To that end I'd be surprised if they don't continue to track 'deactivated' Facebook accounts. Not in anticipation of you going back to it, of course.

Beyond IP tracking, the EFF's Panopticlick website demonstrates how much uniquely identifying is exposed from a browser's User-Agent and system configuration values accessible from JavaScript and Flash (such as screen size, locale, and installed fonts). For example, my browser's fingerprint is unique among the 1.7M browsers the EFF has tested to date.
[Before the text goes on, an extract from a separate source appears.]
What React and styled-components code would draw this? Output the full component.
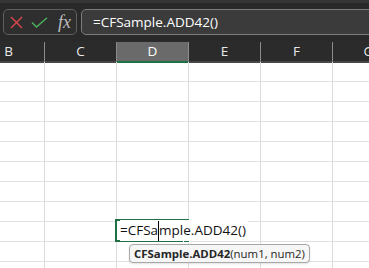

Tracking by IP is a ridiculous idea. My mobile phone provider uses transparent proxying for its mobile Internet - I must share the same external IP as thousands of other people when I browse the web via my phone. Not to mention that households using NAT will have three plus accounts from the one IP, let alone businesses with hundreds.

Internet-facing IP simply isn't unique enough for these purposes.
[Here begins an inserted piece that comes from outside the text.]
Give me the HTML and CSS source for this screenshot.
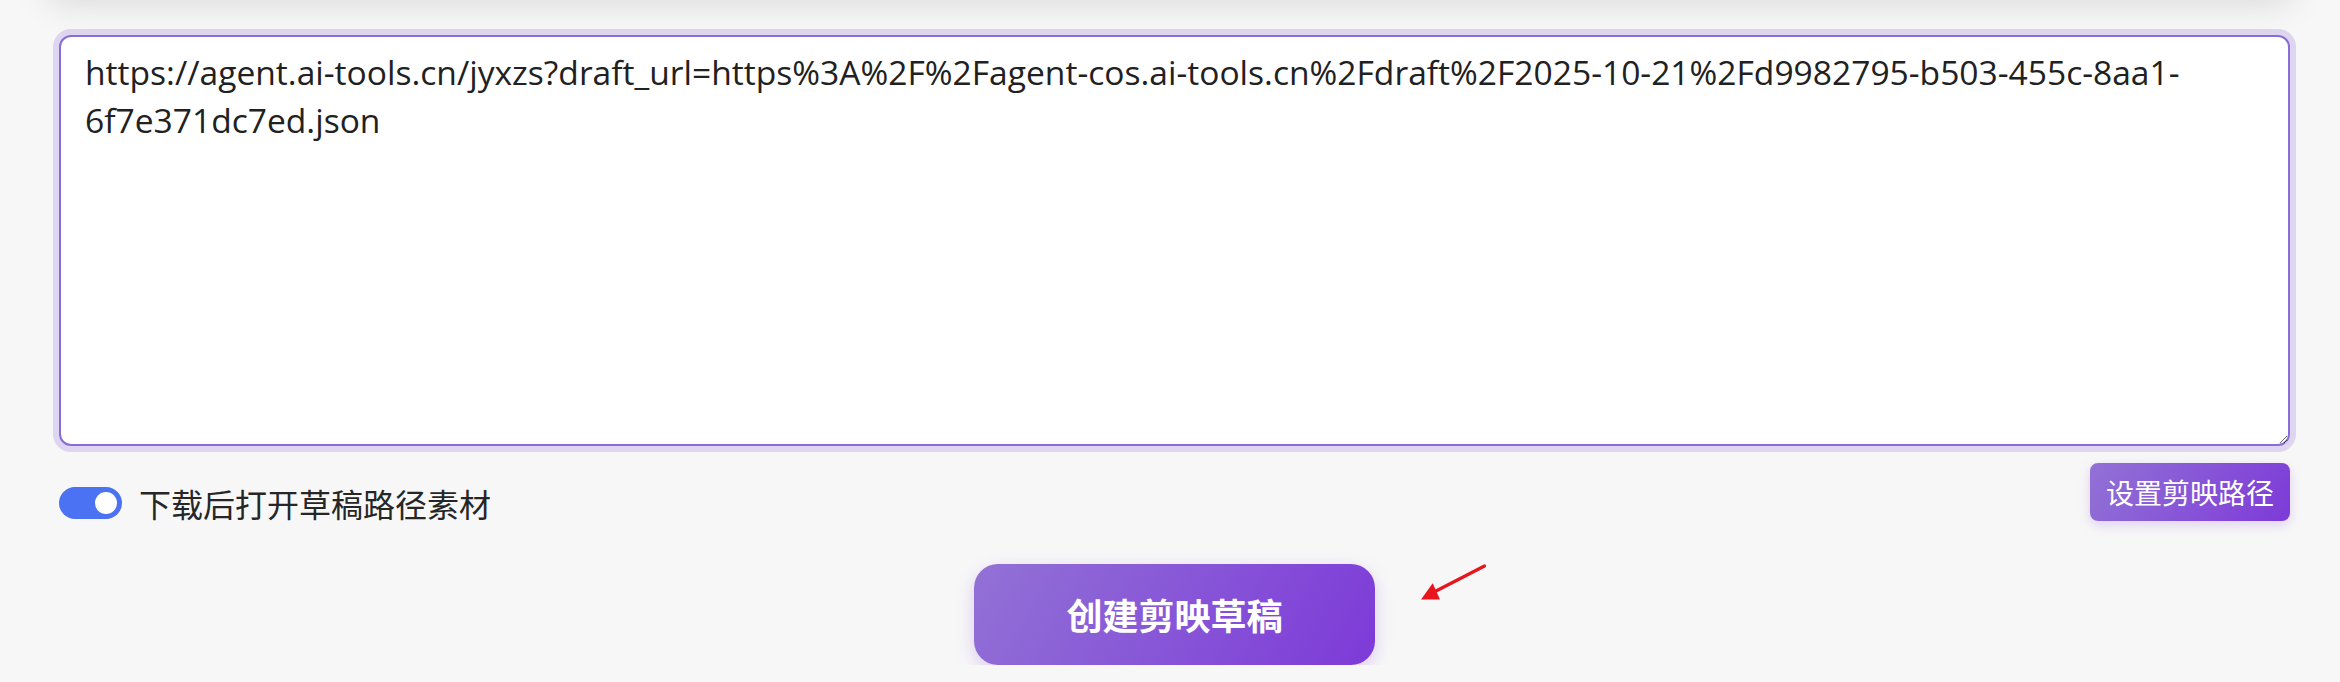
FILE: index.html
```html
<!DOCTYPE html>
<html lang="zh-CN">
<head>
<meta charset="utf-8">
<title>创建剪映草稿</title>
<link rel="stylesheet" href="styles.css">
</head>
<body>
<div class="prev-card"></div>
<main class="container">
  <textarea class="url-input" spellcheck="false">https://agent.ai-tools.cn/jyxzs?draft_url=https%3A%2F%2Fagent-cos.ai-tools.cn%2Fdraft%2F2025-10-21%2Fd9982795-b503-455c-8aa1-6f7e371dc7ed.json</textarea>
  <div class="options-row">
    <label class="switch-group">
      <span class="switch"><span class="knob"></span></span>
      <span class="switch-label">下载后打开草稿路径素材</span>
    </label>
    <button class="btn-path" type="button">设置剪映路径</button>
  </div>
  <div class="create-row">
    <button class="btn-create" type="button">创建剪映草稿</button>
  </div>
</main>
<svg class="annot-arrow" width="90" height="60" viewBox="0 0 90 60" aria-hidden="true">
  <line x1="74.5" y1="11" x2="26" y2="36" stroke="#e8151d" stroke-width="3.2" stroke-linecap="round"/>
  <polygon points="11,44.5 22.7,28.3 30,44.5" fill="#e8151d"/>
</svg>
</body>
</html>
```

FILE: styles.css
```css
html, body {
  margin: 0;
  padding: 0;
}

body {
  background: #f7f7f7;
  font-family: "Noto Sans CJK SC", "Open Sans", sans-serif;
  color: #222;
  overflow: hidden;
}

.prev-card {
  height: 40px;
  margin: -40px 50px 0 50px;
  background: #f7f7f7;
  box-shadow: 0 0 36px rgba(0, 0, 0, 0.15);
}

.container {
  padding: 35px 50px 0 59px;
}

.url-input {
  display: block;
  width: 100%;
  height: 411px;
  box-sizing: border-box;
  margin: 0;
  padding: 11px 24px;
  border: 2px solid #8a6cd6;
  border-radius: 12px;
  background: #fff;
  box-shadow: 0 0 0 6px rgba(147, 112, 219, 0.25);
  outline: none;
  resize: vertical;
  font-family: "Open Sans", "Noto Sans", sans-serif;
  font-size: 33.6px;
  line-height: 48px;
  color: #212121;
}

.options-row {
  display: flex;
  justify-content: space-between;
  align-items: flex-start;
  margin-top: 17px;
}

.switch-group {
  display: flex;
  align-items: center;
  gap: 17px;
  margin-top: 16px;
  height: 48px;
}

.switch {
  display: flex;
  justify-content: flex-end;
  align-items: center;
  box-sizing: border-box;
  width: 63px;
  height: 32px;
  padding: 0 5px;
  border-radius: 16px;
  background: #4a72f2;
}

.knob {
  width: 22px;
  height: 22px;
  border-radius: 50%;
  background: #fff;
}

.switch-label {
  font-size: 32px;
  line-height: 48px;
  color: #262626;
}

.btn-path {
  margin: 0;
  padding: 8px 16px;
  border: none;
  border-radius: 8px;
  background: linear-gradient(120deg, #9272d6 0%, #7d3ad8 100%);
  box-shadow: 0 4px 12px rgba(126, 59, 216, 0.2);
  color: #fff;
  font-family: "Noto Sans CJK SC", sans-serif;
  font-size: 28px;
  line-height: 42px;
}

.create-row {
  display: flex;
  justify-content: center;
  margin-top: 37px;
}

.btn-create {
  margin: 0;
  padding: 24px 92px;
  border: none;
  border-radius: 24px;
  background: linear-gradient(120deg, #9272d6 0%, #7d3ad8 100%);
  box-shadow: 0 6px 18px rgba(126, 59, 216, 0.22);
  color: #fff;
  font-family: "Noto Sans CJK SC", sans-serif;
  font-size: 36px;
  font-weight: 700;
  line-height: 53px;
}

.annot-arrow {
  position: absolute;
  left: 1410px;
  top: 555px;
}
```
My inclination is to agree with you; the IP is hardly a unique identifier. But they don't need perfection. Think about it: most people, most of the time, will send requests to FB from just a few IPs and maybe one ISP proxy network (which FB can recognize as a proxy.) They know that your account is associated with these IPs based on tracking cookies. So, when they see a request from one of these IPs without the cookie, they can do a reverse lookup to get a list of possible accounts. That narrows the field. Next they can do a semantic analysis of the page that had the Like button which sent the request, and compare that to pages previously associated with the possible accounts. If one of them stands out as a likely match, they can be pretty sure who sent the request.

The more data they gather, and the more relationships they can record between you, your friends, and the pages you visit, the better they will get at tracking you without the cookies.
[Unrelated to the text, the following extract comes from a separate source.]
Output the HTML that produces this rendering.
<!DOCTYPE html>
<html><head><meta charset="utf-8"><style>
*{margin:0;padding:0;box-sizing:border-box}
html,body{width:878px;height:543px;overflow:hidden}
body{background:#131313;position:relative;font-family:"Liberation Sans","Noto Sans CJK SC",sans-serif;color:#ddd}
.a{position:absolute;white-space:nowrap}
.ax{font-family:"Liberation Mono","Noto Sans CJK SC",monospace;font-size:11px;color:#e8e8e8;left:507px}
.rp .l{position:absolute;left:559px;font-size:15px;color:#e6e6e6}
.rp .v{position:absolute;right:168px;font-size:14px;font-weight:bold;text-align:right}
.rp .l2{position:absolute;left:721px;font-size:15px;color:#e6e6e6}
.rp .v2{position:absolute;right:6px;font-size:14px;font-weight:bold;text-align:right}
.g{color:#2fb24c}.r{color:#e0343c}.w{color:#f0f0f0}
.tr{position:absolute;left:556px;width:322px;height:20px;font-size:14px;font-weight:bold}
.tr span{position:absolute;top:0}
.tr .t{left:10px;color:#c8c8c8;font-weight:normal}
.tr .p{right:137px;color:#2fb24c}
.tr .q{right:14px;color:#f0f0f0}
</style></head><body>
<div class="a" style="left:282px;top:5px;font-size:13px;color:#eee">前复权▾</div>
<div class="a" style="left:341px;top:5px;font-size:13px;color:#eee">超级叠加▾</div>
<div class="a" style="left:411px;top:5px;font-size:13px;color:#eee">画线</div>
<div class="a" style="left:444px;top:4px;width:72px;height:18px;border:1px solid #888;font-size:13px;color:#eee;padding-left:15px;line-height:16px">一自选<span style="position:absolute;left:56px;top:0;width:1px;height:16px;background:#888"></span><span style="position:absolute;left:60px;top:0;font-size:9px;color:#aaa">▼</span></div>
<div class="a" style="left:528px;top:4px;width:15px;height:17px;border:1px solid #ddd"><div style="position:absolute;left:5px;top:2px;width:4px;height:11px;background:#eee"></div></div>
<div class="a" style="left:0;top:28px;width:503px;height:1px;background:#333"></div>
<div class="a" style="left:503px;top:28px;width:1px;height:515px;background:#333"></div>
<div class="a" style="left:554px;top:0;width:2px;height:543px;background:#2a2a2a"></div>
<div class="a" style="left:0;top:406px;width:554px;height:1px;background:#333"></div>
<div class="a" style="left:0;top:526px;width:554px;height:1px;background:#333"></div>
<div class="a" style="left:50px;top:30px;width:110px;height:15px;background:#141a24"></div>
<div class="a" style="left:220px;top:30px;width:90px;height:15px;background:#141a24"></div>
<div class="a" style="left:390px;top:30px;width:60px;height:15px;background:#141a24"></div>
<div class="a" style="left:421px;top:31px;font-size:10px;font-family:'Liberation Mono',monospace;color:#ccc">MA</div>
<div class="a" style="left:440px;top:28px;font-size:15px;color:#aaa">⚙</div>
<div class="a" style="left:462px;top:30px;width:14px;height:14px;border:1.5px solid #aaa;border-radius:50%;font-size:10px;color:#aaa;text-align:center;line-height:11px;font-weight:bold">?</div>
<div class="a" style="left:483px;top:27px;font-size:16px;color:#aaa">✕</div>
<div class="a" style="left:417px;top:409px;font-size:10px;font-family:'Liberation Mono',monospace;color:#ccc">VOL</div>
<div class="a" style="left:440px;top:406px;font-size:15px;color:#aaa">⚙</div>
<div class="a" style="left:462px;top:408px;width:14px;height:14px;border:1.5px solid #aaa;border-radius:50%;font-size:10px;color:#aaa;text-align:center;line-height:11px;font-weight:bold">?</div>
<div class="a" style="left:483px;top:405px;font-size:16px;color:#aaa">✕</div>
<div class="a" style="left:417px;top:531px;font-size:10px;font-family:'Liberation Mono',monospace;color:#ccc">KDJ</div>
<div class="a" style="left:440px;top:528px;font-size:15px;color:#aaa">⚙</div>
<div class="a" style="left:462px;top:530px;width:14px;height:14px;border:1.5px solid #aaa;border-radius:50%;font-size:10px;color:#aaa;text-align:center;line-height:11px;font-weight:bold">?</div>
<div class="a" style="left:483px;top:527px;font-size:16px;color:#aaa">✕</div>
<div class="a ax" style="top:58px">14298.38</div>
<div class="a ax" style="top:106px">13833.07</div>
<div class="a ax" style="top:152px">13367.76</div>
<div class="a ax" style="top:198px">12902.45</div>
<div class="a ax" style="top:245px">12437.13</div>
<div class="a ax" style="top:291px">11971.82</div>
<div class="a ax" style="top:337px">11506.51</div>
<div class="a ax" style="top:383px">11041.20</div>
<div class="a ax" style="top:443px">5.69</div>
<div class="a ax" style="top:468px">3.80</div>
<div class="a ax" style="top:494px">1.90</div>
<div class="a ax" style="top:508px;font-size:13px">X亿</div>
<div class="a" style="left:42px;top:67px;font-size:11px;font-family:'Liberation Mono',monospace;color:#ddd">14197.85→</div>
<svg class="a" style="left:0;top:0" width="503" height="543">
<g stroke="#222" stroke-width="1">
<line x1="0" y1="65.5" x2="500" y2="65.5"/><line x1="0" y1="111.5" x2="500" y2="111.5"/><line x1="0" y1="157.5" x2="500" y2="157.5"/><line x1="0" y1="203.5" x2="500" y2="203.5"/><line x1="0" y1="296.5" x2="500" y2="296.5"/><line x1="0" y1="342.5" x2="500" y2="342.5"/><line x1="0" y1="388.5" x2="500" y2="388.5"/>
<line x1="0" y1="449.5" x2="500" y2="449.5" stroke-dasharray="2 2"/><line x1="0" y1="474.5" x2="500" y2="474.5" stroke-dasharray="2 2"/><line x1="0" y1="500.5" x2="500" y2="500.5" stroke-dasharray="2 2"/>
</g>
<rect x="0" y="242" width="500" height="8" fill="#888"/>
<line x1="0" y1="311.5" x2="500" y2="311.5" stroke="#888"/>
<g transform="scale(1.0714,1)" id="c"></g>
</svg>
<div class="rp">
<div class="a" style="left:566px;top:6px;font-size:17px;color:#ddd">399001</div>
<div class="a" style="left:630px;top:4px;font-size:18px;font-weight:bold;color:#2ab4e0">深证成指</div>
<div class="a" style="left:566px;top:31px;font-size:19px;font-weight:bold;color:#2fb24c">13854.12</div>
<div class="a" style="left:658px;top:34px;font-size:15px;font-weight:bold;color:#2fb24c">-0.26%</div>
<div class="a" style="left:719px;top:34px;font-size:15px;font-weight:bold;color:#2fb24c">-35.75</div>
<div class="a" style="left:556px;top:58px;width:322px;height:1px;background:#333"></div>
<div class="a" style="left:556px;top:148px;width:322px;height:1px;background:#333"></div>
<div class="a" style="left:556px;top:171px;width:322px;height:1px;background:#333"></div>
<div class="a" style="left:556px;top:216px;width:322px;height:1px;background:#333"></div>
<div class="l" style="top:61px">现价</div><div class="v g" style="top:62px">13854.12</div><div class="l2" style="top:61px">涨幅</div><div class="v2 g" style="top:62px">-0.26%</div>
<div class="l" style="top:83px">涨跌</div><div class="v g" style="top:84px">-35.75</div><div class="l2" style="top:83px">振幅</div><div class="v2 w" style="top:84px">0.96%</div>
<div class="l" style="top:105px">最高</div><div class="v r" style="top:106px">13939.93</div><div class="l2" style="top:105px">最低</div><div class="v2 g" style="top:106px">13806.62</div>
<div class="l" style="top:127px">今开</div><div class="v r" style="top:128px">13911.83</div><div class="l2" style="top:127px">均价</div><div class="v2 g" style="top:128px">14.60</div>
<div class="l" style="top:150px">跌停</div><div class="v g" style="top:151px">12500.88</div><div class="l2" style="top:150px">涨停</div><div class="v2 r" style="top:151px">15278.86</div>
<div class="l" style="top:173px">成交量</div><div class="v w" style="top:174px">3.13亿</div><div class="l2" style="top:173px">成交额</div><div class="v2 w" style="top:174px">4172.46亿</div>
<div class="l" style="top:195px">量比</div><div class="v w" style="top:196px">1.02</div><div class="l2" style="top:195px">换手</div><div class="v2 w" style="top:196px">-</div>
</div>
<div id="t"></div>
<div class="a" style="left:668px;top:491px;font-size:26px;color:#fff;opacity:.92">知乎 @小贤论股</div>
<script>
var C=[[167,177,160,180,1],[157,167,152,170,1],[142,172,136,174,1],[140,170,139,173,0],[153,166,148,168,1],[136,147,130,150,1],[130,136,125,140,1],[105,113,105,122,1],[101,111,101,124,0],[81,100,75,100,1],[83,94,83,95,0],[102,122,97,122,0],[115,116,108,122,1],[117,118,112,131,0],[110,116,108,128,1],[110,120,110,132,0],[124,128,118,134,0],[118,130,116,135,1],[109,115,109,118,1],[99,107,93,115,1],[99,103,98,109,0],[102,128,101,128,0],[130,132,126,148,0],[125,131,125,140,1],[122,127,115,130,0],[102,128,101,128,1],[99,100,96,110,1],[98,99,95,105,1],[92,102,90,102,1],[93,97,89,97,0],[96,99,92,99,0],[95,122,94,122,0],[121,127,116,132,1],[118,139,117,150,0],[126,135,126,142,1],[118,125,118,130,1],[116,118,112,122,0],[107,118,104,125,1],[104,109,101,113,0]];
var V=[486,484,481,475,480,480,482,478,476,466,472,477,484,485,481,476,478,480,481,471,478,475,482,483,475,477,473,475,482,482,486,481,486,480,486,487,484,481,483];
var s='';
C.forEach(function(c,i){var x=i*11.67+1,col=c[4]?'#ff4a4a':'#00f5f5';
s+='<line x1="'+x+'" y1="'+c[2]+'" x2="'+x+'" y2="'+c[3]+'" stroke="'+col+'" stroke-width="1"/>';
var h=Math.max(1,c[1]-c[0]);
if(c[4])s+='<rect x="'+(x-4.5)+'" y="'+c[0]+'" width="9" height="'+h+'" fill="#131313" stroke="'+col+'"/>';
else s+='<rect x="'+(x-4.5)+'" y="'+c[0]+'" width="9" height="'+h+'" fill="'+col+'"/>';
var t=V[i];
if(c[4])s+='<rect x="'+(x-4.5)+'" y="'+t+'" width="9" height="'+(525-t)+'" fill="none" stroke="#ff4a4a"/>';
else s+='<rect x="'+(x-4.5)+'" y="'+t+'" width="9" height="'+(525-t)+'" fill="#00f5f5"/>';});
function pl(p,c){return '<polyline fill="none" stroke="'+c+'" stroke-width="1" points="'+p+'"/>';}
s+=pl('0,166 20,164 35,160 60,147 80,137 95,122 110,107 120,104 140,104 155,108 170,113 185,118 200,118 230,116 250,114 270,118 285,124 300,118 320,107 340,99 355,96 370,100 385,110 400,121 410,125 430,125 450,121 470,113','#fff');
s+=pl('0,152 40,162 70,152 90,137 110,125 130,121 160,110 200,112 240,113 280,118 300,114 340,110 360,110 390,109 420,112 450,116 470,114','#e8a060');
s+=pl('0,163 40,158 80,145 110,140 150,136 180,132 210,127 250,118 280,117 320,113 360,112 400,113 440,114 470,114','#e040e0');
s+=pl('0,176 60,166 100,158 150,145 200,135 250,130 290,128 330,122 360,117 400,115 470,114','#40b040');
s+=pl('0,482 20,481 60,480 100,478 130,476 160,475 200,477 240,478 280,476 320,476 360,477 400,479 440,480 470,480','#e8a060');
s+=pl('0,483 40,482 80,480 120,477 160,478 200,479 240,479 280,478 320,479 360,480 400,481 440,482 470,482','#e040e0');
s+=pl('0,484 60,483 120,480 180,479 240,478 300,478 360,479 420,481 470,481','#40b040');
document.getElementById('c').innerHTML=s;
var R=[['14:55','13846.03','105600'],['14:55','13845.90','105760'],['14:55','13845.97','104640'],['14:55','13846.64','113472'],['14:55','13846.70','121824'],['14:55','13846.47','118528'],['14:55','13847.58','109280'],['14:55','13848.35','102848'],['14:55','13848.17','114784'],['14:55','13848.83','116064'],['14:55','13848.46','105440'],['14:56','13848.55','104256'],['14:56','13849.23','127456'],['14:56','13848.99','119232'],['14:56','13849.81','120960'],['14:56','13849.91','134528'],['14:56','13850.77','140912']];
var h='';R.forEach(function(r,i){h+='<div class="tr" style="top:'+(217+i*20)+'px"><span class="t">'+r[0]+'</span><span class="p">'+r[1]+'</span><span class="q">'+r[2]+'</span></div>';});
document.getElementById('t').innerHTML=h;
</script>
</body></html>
It's an interesting idea in theory, but I honestly think that the number of people who care enough about privacy to want to log out (or otherwise stop the cookies from being sent to Facebook) would be so low that it wouldn't be cost-effective. My guess is that it would probably be confined to HN's demographic.

The sort of zeroing-in on individuals based on traits/information, however, does kind of remind me of this: http://adage.com/article/digitalnext/target-a-facebook-ad-a-... - not really relevant, but still kind of cool.

Tracking by IP is pretty useless with so many people on phones, aol, etc. Plus, multiple accounts per workplace, just doesn't work...

Bejar said Facebook is looking at ways to avoid sending the data altogether but that it will “take a while.”

Maybe I'm naive, but why would turning off the gathering of information take a while? This reminds me of unsubscribing to email newsletters, where the final goodbye says something like "you should stop receiving our emails within 6-8 weeks."

Any code changes take a non-trivial amount of time. It sounds like the solution is to delete more of the cookies on logout, but there may be other Facebook services that use them and need to be transitioned away.

>Any code changes take a non-trivial amount of time

Thats a awfully cautions attitude and smells like a huge cop out for the well known fly-by-the-seat-of-your-pants commit to live strategy that facebook has.

I don't work there, but where I work we deploy 10-20 times a day and if somebody asked me to change the way we store data in cookies, it would probably take a bit of time to roll out.

I'm only defending them because it annoys me when people who aren't familiar with the software internals tell me "this is a minor change, it should take you less than an hour".

To be fair though, not doing something is a lot easier to implement than to add new functionality. As a minimal implementation they could err on the safe side and stop tracking everybody for a bit until they've corrected their error.

Whatever you've read, Facebook likely has a non-trivial push strategy, just like everyone else. Nobody at their HQ is committing directly to the live site.

Facebook's Release Engineering blog says a code change can go from commit to live in less than 60 minutes. Admittedly, they don't say how often they deploy.


Code changes are easy at facebook. Messing with domains/cookies/security/static-resources/etc is more than a code change.

Well first you have to create the other company to spin off the tracking to ...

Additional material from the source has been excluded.